Subject-specific lower extremity modeling: personalization of musculoskeletal models using medical imaging and functional measurements

Abstract

Musculoskeletal models have represented for decades one of the most important research tools to understand how the human body works, and to have a better comprehension of the dysfunctions of the locomotor system. In the last years, progress in musculoskeletal mechanics, medical imaging and computational power have tremendously increased the detail and complexity of musculoskeletal models. Today, the use of musculoskeletal simulations holds significant promise for applications in the biomedical industry, in order to improve the diagnosis and treatment for patients, and in the near future model predictions are expected to gain a central role in personalized healthcare. Work presented in this thesis aimed to develop accurate and efficient methods to create subject-specific musculoskeletal models of the lower extremity. A new comprehensive and complete dataset, called Twente Lower Extremity Model 2.0, based on CT and MRI scans and dissection measurements, was purposely built to be easily combined with innovative image-based scaling techniques. TLEM 2.0 represented the starting point of a streamlined modeling workflow to create subject-specific models, using medical images and functional measurements, in a semi-automatic way with limited manual intervention.

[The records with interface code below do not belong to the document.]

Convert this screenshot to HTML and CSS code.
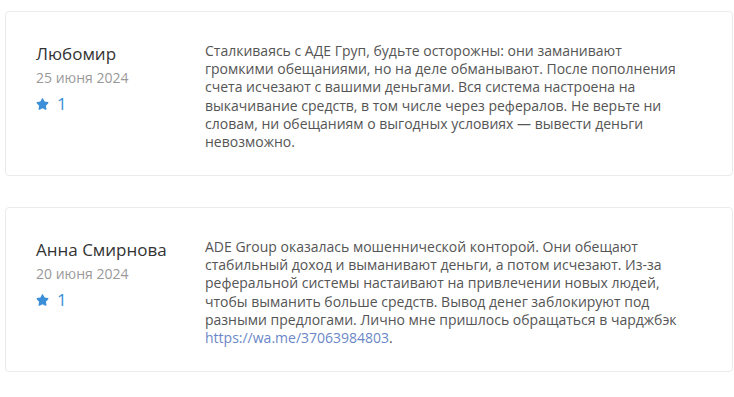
FILE: index.html
```html
<!DOCTYPE html>
<html lang="ru">
<head>
    <meta charset="UTF-8">
    <meta name="viewport" content="width=device-width, initial-scale=1.0">
    <title>Отзывы</title>
    <link rel="stylesheet" href="styles.css">
</head>
<body>
    <div class="reviews">
        <div class="review">
            <div class="review-author">
                <div class="author-name">Любомир</div>
                <div class="review-date">25 июня 2024</div>
                <div class="review-rating">
                    <svg class="star" viewBox="0 0 576 512"><path d="M316.9 18C311.6 7 300.4 0 288.1 0s-23.4 7-28.8 18L195 150.3 51.4 171.5c-12 1.8-22 10.2-25.700 21.7s-.7 24.2 7.9 32.7L137.8 329 113.2 474.7c-2 12 3 24.2 12.9 31.3s23 8 33.8 2.3l128.3-68.5 128.3 68.5c10.8 5.7 23.9 4.9 33.8-2.3s14.9-19.3 12.9-31.3L438.5 329 542.7 225.9c8.6-8.5 11.7-21.2 7.9-32.7s-13.7-19.9-25.7-21.7L381.2 150.3 316.9 18z"/></svg>
                    <span>1</span>
                </div>
            </div>
            <p class="review-text">Сталкиваясь с АДЕ Груп, будьте осторожны: они заманивают громкими обещаниями, но на деле обманывают. После пополнения счета исчезают с вашими деньгами. Вся система настроена на выкачивание средств, в том числе через рефералов. Не верьте ни словам, ни обещаниям о выгодных условиях — вывести деньги невозможно.</p>
        </div>
        <div class="review">
            <div class="review-author">
                <div class="author-name">Анна Смирнова</div>
                <div class="review-date">20 июня 2024</div>
                <div class="review-rating">
                    <svg class="star" viewBox="0 0 576 512"><path d="M316.9 18C311.6 7 300.4 0 288.1 0s-23.4 7-28.8 18L195 150.3 51.4 171.5c-12 1.8-22 10.2-25.7 21.7s-.7 24.2 7.9 32.7L137.8 329 113.2 474.7c-2 12 3 24.2 12.9 31.3s23 8 33.8 2.3l128.3-68.5 128.3 68.5c10.8 5.7 23.9 4.9 33.8-2.3s14.9-19.3 12.9-31.3L438.5 329 542.7 225.9c8.6-8.5 11.7-21.2 7.9-32.7s-13.7-19.9-25.7-21.7L381.2 150.3 316.9 18z"/></svg>
                    <span>1</span>
                </div>
            </div>
            <p class="review-text">ADE Group оказалась мошеннической конторой. Они обещают стабильный доход и выманивают деньги, а потом исчезают. Из-за реферальной системы настаивают на привлечении новых людей, чтобы выманить больше средств. Вывод денег заблокируют под разными предлогами. Лично мне пришлось обращаться в чарджбэк <a href="#">https://wa.me/37063984803</a>.</p>
        </div>
    </div>
</body>
</html>
```

FILE: styles.css
```css
body {
    margin: 0;
    padding: 11px 1px 0 5px;
    font-family: "Open Sans", Arial, sans-serif;
    background-color: #fff;
    color: #555;
}
.reviews {
    display: flex;
    flex-direction: column;
    gap: 31px;
}
.review {
    display: flex;
    height: 165px;
    box-sizing: border-box;
    padding: 30px 30px;
    border: 1px solid #ebebeb;
    border-radius: 4px;
    background-color: #fff;
}
.review-author {
    width: 169px;
    flex-shrink: 0;
}
.author-name {
    font-size: 17px;
    line-height: 24px;
    color: #333;
    margin-bottom: 3px;
}
.review-date {
    font-size: 14px;
    line-height: 1.3;
    color: #999;
}
.review-rating {
    display: flex;
    align-items: center;
    gap: 8px;
    margin-top: 6px;
    font-size: 17px;
    line-height: 1.3;
    color: #3b8fd8;
}
.star {
    width: 13px;
    height: 12px;
    fill: #3b8fd8;
}
.review-text {
    margin: 0;
    width: 475px;
    font-size: 14px;
    line-height: 1.3;
    color: #555;
}
.review-text a {
    color: #6b87c7;
    text-decoration: none;
}
```
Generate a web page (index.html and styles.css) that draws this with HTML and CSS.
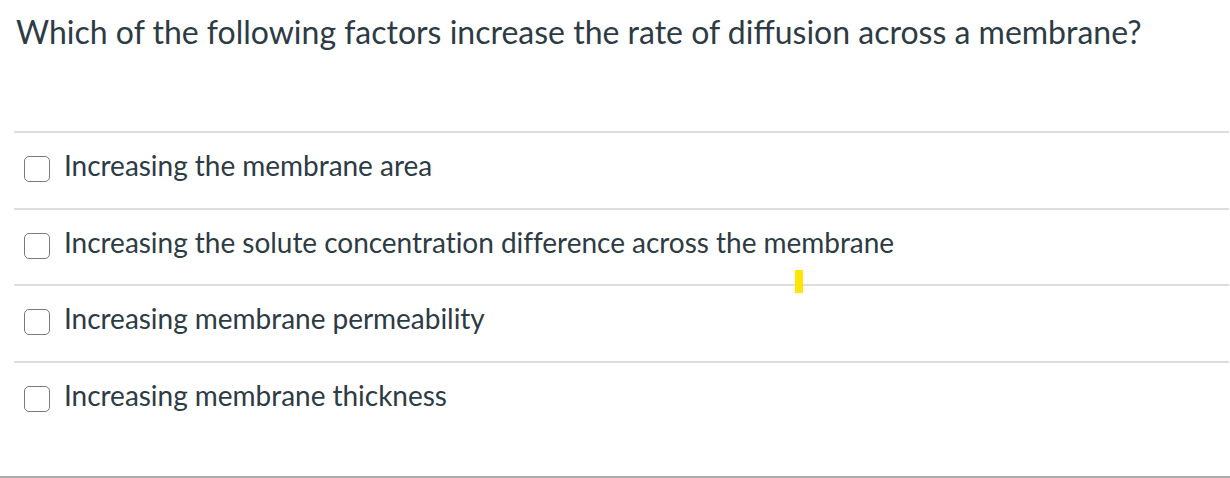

This modeling workflow was applied to ten healthy subjects in order to build a unique set of ten subject-specific musculoskeletal models, then effects of personalization and improvements in model predictions were assessed using the novel FDG-PET technique. This thesis shows that it is possible today to build a subject-specific model of the lower extremity in an efficient way, and the improvements in the model predictions make the personalization process worth the effort. Future research on developing more accurate validation techniques are needed to gain the reliability necessary for critical scenarios, such as surgical planning and clinical decision-making process, in order to reach the ambitious goal of application of subject-specific musculoskeletal models to clinical practice on a large scale.